7 things to do before you launch your first TV campaign in India — Part I
This three part blog post will start with media strategy, go on to best practices on media buying and finally focus on campaign management and measurement.
TV advertising is aspirational for most companies and especially tech start-ups. It’s often seen as a Giant Leap for the brand.
However, before you jump on the bandwagon, its imperative that you know your audiences and have a basic profile of how your average consumer would be in the real world. This means that you need to know the age, gender, demographics and location of majority of your customers. Once you have that, here’s what you need to do
- Study the media landscape —
- You might think you know what people watch in India. However, you are in for a BIG Surprise when you narrow down on your TG
- Understand how different media are converging
- This will help create the right mix of offline and online to help balance the reach and frequency of your campaign.
- Your media landscape study is complete when you can answer the following questions:
** Penetration of various media among your target audience
** Time spent on TV vs other mediums
** Tasks carried out while watching TV
** Relative TV genre shares for your audience segment
** Lean and busy months for TV advertisers
** Overlap of TV & other media where you can derive cost & reach benefits
Here’s a sample media landscape presentation
2. Use TGI Index to understand media consumption patterns of your customers. (If you can’t get access to it, ask your media agency and they will help you)

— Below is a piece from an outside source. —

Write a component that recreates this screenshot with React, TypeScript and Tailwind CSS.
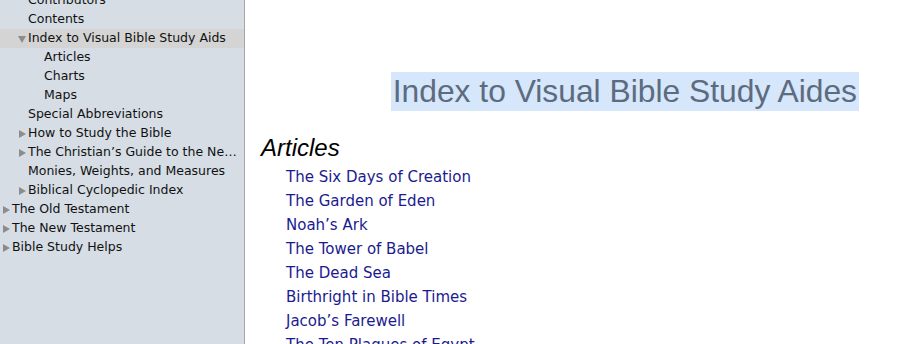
const tree = [
  { label: "Contributors", level: 1, arrow: null },
  { label: "Contents", level: 1, arrow: null },
  { label: "Index to Visual Bible Study Aids", level: 1, arrow: "down", selected: true },
  { label: "Articles", level: 2, arrow: null },
  { label: "Charts", level: 2, arrow: null },
  { label: "Maps", level: 2, arrow: null },
  { label: "Special Abbreviations", level: 1, arrow: null },
  { label: "How to Study the Bible", level: 1, arrow: "right" },
  { label: "The Christian’s Guide to the Ne…", level: 1, arrow: "right" },
  { label: "Monies, Weights, and Measures", level: 1, arrow: null },
  { label: "Biblical Cyclopedic Index", level: 1, arrow: "right" },
  { label: "The Old Testament", level: 0, arrow: "right" },
  { label: "The New Testament", level: 0, arrow: "right" },
  { label: "Bible Study Helps", level: 0, arrow: "right" },
];

const articles = [
  "The Six Days of Creation",
  "The Garden of Eden",
  "Noah’s Ark",
  "The Tower of Babel",
  "The Dead Sea",
  "Birthright in Bible Times",
  "Jacob’s Farewell",
  "The Ten Plagues of Egypt",
];

const Arrow = ({ dir }: { dir: string }) => (
  <svg width="8" height="8" viewBox="0 0 8 8" className="shrink-0">
    {dir === "down" ? (
      <polygon points="0,1 8,1 4,8" fill="#8c8c8c" />
    ) : (
      <polygon points="1,0 8,4 1,8" fill="#8c8c8c" />
    )}
  </svg>
);

const TreeRow = ({ item }) => {
  const pad = item.level === 0 ? "pl-[2px]" : item.level === 1 ? "pl-[18px]" : "pl-[34px]";
  return (
    <div
      className={`h-[19px] flex items-center ${pad} ${item.selected ? "bg-[#d4d4d4]" : ""}`}
    >
      <span className="w-[10px] flex items-center">
        {item.arrow ? <Arrow dir={item.arrow} /> : null}
      </span>
      <span className="whitespace-nowrap text-[#111]">{item.label}</span>
    </div>
  );
};

export default function App() {
  return (
    <div className="w-[900px] h-[344px] flex overflow-hidden bg-white">
      <div
        className="w-[245px] shrink-0 bg-[#d6dde5] border-r border-[#a5a5a5] -mt-[9px] text-[12.5px]"
        style={{ fontFamily: '"DejaVu Sans", sans-serif' }}
      >
        {tree.map((item, idx) => (
          <TreeRow key={idx} item={item} />
        ))}
      </div>
      <div className="flex-1 flex flex-col">
        <div className="flex justify-end pr-[41px] pt-[72px]">
          <h1
            className="bg-[#d6e6fb] text-[#5c6b80] text-[31.8px] leading-[39px] px-[2px] whitespace-nowrap"
            style={{ fontFamily: '"Liberation Sans", Arial, sans-serif' }}
          >
            Index to Visual Bible Study Aides
          </h1>
        </div>
        <h2
          className="mt-[22px] pl-[16px] italic text-black text-[24px] leading-[30px]"
          style={{ fontFamily: '"Liberation Sans", Arial, sans-serif' }}
        >
          Articles
        </h2>
        <ul
          className="mt-[2px] pl-[41px] text-[#1b1b8f] text-[15px] leading-[24px]"
          style={{ fontFamily: '"DejaVu Sans", sans-serif' }}
        >
          {articles.map((a, idx) => (
            <li key={idx} className="whitespace-nowrap">
              {a}
            </li>
          ))}
        </ul>
      </div>
    </div>
  );
}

3. Conduct a Media Consumption Survey (You can use an online service like Survey Monkey or hire a professional)
4. Determine what role will the campaign play in your overall Marketing objectives:
- Build Awareness
- Build Brand Equity and Trust
- Generate High Quality Organic Traffic
- Capture a market with low digital penetration
5. Avoid the “I know everything syndrome”
- One of the pitfalls that most clients face is choosing channels based on what they or their friends watch. While this may be right in a few cases. In most, it’s one of the main reasons why campaigns fail.
6. Competitive Analysis:
- Have your competitor(s) been the first one on TV? Great! This is an opportunity to learn from their mistakes
- Use Third Party Data to find out: Which of your competitors have been on TV
- Tools like AMAP can also give you a broad idea on their spends
- Note the time periods for which they were on TV
- Superimpose this data to traffic data from Web Traffic monitoring sites like Comscore / Similarweb/ Google Trends
- Here’s what your table would look like —
As you can see, this table has absolute metrics and derived metrics. The derived metrics may vary based on your campaign objectives. In this case, they are jump in traffic and clearly Competitor B has been the smartest with it’s TV spends. This may not only be a result of good media buying & planning alone but that definitely would have helped
7. Media Math: This step is something no agency will ever tell you. This simple exercise could be the difference between a successful campaign & a disaster
Objective: To know how much exposure you need to meet your TV campaign objectives
Let’s build on the case above:
Objective: Increase Organic Traffic
Question: How much exposure / How many GRPs should I go after
Reference: Competitor GRP analysis
How to arrive at a number:
- Get an initial plan based on your agency’s recommendation
- Look for the Total GRPs that the plan delivers (Be sure to include Promo GRPS as well) -
- This will help you calculate AOTS (Avg. Opportunity to see)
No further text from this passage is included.